Legality of Jackson's Business Operations

The court also considered the implications of Jackson's mental competency status and the legality of his business operations under Florida law. It revealed that Jackson had been adjudged mentally incompetent prior to 1940 but was still permitted to conduct business through an employee who held the necessary licenses. The court found that this arrangement did not violate Florida's licensing laws, as the employee had duly paid the requisite license tax. This analysis emphasized that Jackson's mental state did not invalidate the business transactions he engaged in, as they were conducted legally through a licensed representative. The court's determination in this regard reinforced the legitimacy of the supplies provided and the associated maritime lien, as they were obtained through lawful business practices.

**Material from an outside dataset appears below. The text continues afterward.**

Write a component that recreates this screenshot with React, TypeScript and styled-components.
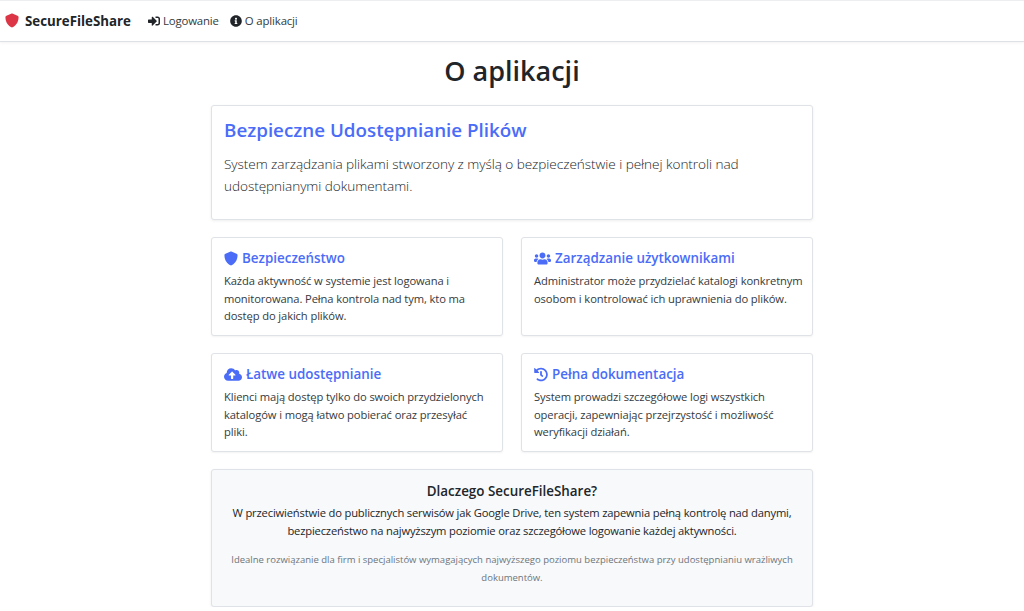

Conclusion and Modification of the Decree

Ultimately, the court modified the lower court's decree to correct the principal amount owed, while affirming the remainder of the ruling with adjustments as necessary. It acknowledged the existence of maritime liens for both wages and supplies provided to the vessel while also addressing the usurious nature of certain charges. The adjustments included a reduction in the supply charges and the forfeiture of excessive interest while maintaining the validity of the principal amount owed by the boat's master. The court's decision balanced the interests of both the libelant and the claimants, ensuring that the maritime liens were recognized and appropriately enforced without allowing for the exploitation of excessive charges. This comprehensive analysis of maritime liens, usury, and the legality of business operations ultimately led to a fair resolution in the case, reflecting the principles of maritime law.